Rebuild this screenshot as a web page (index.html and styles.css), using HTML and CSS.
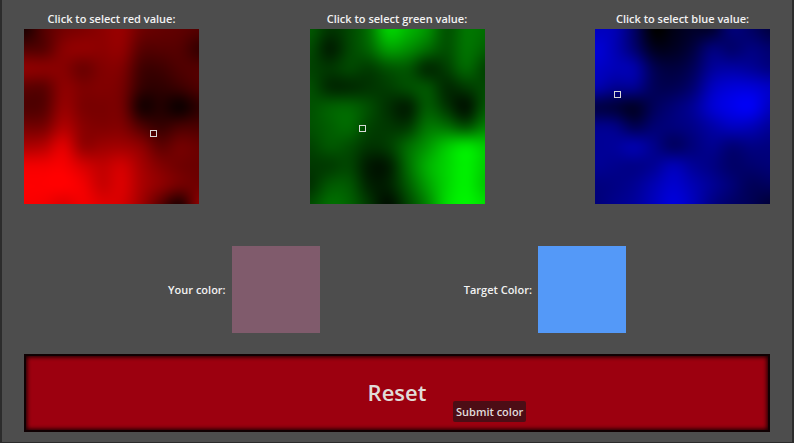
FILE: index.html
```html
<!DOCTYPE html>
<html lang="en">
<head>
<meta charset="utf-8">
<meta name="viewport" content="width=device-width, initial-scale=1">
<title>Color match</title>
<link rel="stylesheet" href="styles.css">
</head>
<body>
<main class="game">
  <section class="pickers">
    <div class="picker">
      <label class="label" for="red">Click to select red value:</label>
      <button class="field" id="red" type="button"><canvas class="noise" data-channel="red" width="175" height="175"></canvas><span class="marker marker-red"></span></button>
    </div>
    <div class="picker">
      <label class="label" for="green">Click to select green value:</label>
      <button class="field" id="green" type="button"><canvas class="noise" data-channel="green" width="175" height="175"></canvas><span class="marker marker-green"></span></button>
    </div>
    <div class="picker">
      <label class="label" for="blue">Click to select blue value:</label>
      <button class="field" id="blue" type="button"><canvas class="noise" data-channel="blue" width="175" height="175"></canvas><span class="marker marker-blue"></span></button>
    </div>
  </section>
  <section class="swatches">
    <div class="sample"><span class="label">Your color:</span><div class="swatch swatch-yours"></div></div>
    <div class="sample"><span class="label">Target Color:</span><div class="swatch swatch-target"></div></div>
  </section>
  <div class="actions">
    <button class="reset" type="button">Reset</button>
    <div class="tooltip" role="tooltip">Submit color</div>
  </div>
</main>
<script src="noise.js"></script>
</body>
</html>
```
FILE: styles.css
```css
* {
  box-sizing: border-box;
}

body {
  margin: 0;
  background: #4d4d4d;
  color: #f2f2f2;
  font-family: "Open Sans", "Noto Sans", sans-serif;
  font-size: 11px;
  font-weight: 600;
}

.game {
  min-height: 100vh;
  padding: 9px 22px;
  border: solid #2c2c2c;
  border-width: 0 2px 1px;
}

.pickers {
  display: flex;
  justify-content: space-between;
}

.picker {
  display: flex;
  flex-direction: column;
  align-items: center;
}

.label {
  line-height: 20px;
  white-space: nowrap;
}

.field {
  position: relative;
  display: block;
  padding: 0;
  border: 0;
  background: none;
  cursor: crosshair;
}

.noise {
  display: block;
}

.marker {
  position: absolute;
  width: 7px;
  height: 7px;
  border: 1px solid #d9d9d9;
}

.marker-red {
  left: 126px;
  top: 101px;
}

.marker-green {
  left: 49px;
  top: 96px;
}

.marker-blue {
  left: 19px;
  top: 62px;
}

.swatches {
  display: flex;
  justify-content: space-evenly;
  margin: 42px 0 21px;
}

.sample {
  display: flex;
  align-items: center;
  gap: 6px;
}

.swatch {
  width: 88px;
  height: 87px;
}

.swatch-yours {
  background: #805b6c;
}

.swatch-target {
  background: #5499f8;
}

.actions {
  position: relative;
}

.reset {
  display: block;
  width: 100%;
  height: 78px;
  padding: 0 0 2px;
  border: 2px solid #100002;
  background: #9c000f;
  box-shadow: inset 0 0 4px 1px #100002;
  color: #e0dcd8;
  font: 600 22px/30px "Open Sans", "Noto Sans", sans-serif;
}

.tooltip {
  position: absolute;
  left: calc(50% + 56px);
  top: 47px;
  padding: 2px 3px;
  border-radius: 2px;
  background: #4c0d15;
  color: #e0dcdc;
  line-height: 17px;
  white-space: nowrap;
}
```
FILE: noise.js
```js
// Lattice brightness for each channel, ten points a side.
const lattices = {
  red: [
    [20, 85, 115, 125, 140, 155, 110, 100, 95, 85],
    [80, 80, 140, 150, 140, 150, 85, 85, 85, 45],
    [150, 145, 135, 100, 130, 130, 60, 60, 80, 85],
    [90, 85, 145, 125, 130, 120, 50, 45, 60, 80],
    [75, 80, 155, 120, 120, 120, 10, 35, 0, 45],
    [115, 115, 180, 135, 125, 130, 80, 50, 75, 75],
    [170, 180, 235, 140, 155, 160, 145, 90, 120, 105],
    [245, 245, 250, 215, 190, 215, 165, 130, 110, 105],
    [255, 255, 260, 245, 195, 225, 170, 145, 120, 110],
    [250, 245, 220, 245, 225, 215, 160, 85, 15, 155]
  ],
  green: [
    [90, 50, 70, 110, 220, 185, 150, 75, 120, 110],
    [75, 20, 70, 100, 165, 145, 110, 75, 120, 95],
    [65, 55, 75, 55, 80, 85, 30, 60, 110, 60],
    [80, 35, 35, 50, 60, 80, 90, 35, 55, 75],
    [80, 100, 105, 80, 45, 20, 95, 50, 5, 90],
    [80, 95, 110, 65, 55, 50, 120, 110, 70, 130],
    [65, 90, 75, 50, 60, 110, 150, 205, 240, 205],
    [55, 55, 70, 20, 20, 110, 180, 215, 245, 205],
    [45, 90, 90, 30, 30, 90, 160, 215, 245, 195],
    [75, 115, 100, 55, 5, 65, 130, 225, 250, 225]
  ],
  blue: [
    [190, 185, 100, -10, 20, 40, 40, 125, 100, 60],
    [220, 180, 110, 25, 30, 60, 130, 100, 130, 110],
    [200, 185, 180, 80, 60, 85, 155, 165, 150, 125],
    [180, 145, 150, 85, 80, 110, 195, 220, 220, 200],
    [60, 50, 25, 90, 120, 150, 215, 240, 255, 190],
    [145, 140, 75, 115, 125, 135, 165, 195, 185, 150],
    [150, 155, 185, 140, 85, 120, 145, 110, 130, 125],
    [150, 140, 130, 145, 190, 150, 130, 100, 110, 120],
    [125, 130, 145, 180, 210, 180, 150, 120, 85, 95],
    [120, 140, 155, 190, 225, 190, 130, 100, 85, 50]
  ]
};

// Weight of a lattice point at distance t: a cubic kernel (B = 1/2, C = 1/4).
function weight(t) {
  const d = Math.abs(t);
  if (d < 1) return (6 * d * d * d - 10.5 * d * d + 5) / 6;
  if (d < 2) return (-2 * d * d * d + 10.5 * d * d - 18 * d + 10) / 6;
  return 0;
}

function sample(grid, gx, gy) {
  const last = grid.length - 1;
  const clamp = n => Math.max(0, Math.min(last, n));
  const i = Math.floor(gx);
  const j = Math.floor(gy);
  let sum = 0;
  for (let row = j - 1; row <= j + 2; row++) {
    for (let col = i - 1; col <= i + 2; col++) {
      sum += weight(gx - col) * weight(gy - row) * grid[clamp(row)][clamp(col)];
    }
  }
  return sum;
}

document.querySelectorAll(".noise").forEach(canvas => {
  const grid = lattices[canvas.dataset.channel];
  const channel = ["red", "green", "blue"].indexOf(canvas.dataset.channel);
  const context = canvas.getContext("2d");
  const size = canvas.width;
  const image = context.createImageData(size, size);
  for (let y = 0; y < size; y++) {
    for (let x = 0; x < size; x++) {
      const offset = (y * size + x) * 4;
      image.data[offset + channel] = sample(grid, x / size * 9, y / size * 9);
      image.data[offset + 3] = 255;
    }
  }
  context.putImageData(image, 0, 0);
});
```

:::

[What is expected] Without including any picture, repeat the data exactly.

[Written solution]
Rebuild this screenshot as a web page (index.html and styles.css), using HTML and CSS.
FILE: index.html
```html
<!DOCTYPE html>
<html lang="en">
<head>
<meta charset="utf-8">
<meta name="viewport" content="width=device-width, initial-scale=1">
<title>Color match</title>
<link rel="stylesheet" href="styles.css">
</head>
<body>
<main class="game">
  <section class="pickers">
    <div class="picker">
      <label class="label" for="red">Click to select red value:</label>
      <button class="field" id="red" type="button"><canvas class="noise" data-channel="red" width="175" height="175"></canvas><span class="marker marker-red"></span></button>
    </div>
    <div class="picker">
      <label class="label" for="green">Click to select green value:</label>
      <button class="field" id="green" type="button"><canvas class="noise" data-channel="green" width="175" height="175"></canvas><span class="marker marker-green"></span></button>
    </div>
    <div class="picker">
      <label class="label" for="blue">Click to select blue value:</label>
      <button class="field" id="blue" type="button"><canvas class="noise" data-channel="blue" width="175" height="175"></canvas><span class="marker marker-blue"></span></button>
    </div>
  </section>
  <section class="swatches">
    <div class="sample"><span class="label">Your color:</span><div class="swatch swatch-yours"></div></div>
    <div class="sample"><span class="label">Target Color:</span><div class="swatch swatch-target"></div></div>
  </section>
  <div class="actions">
    <button class="reset" type="button">Reset</button>
    <div class="tooltip" role="tooltip">Submit color</div>
  </div>
</main>
<script src="noise.js"></script>
</body>
</html>
```
FILE: styles.css
```css
* {
  box-sizing: border-box;
}

body {
  margin: 0;
  background: #4d4d4d;
  color: #f2f2f2;
  font-family: "Open Sans", "Noto Sans", sans-serif;
  font-size: 11px;
  font-weight: 600;
}

.game {
  min-height: 100vh;
  padding: 9px 22px;
  border: solid #2c2c2c;
  border-width: 0 2px 1px;
}

.pickers {
  display: flex;
  justify-content: space-between;
}

.picker {
  display: flex;
  flex-direction: column;
  align-items: center;
}

.label {
  line-height: 20px;
  white-space: nowrap;
}

.field {
  position: relative;
  display: block;
  padding: 0;
  border: 0;
  background: none;
  cursor: crosshair;
}

.noise {
  display: block;
}

.marker {
  position: absolute;
  width: 7px;
  height: 7px;
  border: 1px solid #d9d9d9;
}

.marker-red {
  left: 126px;
  top: 101px;
}

.marker-green {
  left: 49px;
  top: 96px;
}

.marker-blue {
  left: 19px;
  top: 62px;
}

.swatches {
  display: flex;
  justify-content: space-evenly;
  margin: 42px 0 21px;
}

.sample {
  display: flex;
  align-items: center;
  gap: 6px;
}

.swatch {
  width: 88px;
  height: 87px;
}

.swatch-yours {
  background: #805b6c;
}

.swatch-target {
  background: #5499f8;
}

.actions {
  position: relative;
}

.reset {
  display: block;
  width: 100%;
  height: 78px;
  padding: 0 0 2px;
  border: 2px solid #100002;
  background: #9c000f;
  box-shadow: inset 0 0 4px 1px #100002;
  color: #e0dcd8;
  font: 600 22px/30px "Open Sans", "Noto Sans", sans-serif;
}

.tooltip {
  position: absolute;
  left: calc(50% + 56px);
  top: 47px;
  padding: 2px 3px;
  border-radius: 2px;
  background: #4c0d15;
  color: #e0dcdc;
  line-height: 17px;
  white-space: nowrap;
}
```
FILE: noise.js
```js
// Lattice brightness for each channel, ten points a side.
const lattices = {
  red: [
    [20, 85, 115, 125, 140, 155, 110, 100, 95, 85],
    [80, 80, 140, 150, 140, 150, 85, 85, 85, 45],
    [150, 145, 135, 100, 130, 130, 60, 60, 80, 85],
    [90, 85, 145, 125, 130, 120, 50, 45, 60, 80],
    [75, 80, 155, 120, 120, 120, 10, 35, 0, 45],
    [115, 115, 180, 135, 125, 130, 80, 50, 75, 75],
    [170, 180, 235, 140, 155, 160, 145, 90, 120, 105],
    [245, 245, 250, 215, 190, 215, 165, 130, 110, 105],
    [255, 255, 260, 245, 195, 225, 170, 145, 120, 110],
    [250, 245, 220, 245, 225, 215, 160, 85, 15, 155]
  ],
  green: [
    [90, 50, 70, 110, 220, 185, 150, 75, 120, 110],
    [75, 20, 70, 100, 165, 145, 110, 75, 120, 95],
    [65, 55, 75, 55, 80, 85, 30, 60, 110, 60],
    [80, 35, 35, 50, 60, 80, 90, 35, 55, 75],
    [80, 100, 105, 80, 45, 20, 95, 50, 5, 90],
    [80, 95, 110, 65, 55, 50, 120, 110, 70, 130],
    [65, 90, 75, 50, 60, 110, 150, 205, 240, 205],
    [55, 55, 70, 20, 20, 110, 180, 215, 245, 205],
    [45, 90, 90, 30, 30, 90, 160, 215, 245, 195],
    [75, 115, 100, 55, 5, 65, 130, 225, 250, 225]
  ],
  blue: [
    [190, 185, 100, -10, 20, 40, 40, 125, 100, 60],
    [220, 180, 110, 25, 30, 60, 130, 100, 130, 110],
    [200, 185, 180, 80, 60, 85, 155, 165, 150, 125],
    [180, 145, 150, 85, 80, 110, 195, 220, 220, 200],
    [60, 50, 25, 90, 120, 150, 215, 240, 255, 190],
    [145, 140, 75, 115, 125, 135, 165, 195, 185, 150],
    [150, 155, 185, 140, 85, 120, 145, 110, 130, 125],
    [150, 140, 130, 145, 190, 150, 130, 100, 110, 120],
    [125, 130, 145, 180, 210, 180, 150, 120, 85, 95],
    [120, 140, 155, 190, 225, 190, 130, 100, 85, 50]
  ]
};

// Weight of a lattice point at distance t: a cubic kernel (B = 1/2, C = 1/4).
function weight(t) {
  const d = Math.abs(t);
  if (d < 1) return (6 * d * d * d - 10.5 * d * d + 5) / 6;
  if (d < 2) return (-2 * d * d * d + 10.5 * d * d - 18 * d + 10) / 6;
  return 0;
}

function sample(grid, gx, gy) {
  const last = grid.length - 1;
  const clamp = n => Math.max(0, Math.min(last, n));
  const i = Math.floor(gx);
  const j = Math.floor(gy);
  let sum = 0;
  for (let row = j - 1; row <= j + 2; row++) {
    for (let col = i - 1; col <= i + 2; col++) {
      sum += weight(gx - col) * weight(gy - row) * grid[clamp(row)][clamp(col)];
    }
  }
  return sum;
}

document.querySelectorAll(".noise").forEach(canvas => {
  const grid = lattices[canvas.dataset.channel];
  const channel = ["red", "green", "blue"].indexOf(canvas.dataset.channel);
  const context = canvas.getContext("2d");
  const size = canvas.width;
  const image = context.createImageData(size, size);
  for (let y = 0; y < size; y++) {
    for (let x = 0; x < size; x++) {
      const offset = (y * size + x) * 4;
      image.data[offset + channel] = sample(grid, x / size * 9, y / size * 9);
      image.data[offset + 3] = 255;
    }
  }
  context.putImageData(image, 0, 0);
});
```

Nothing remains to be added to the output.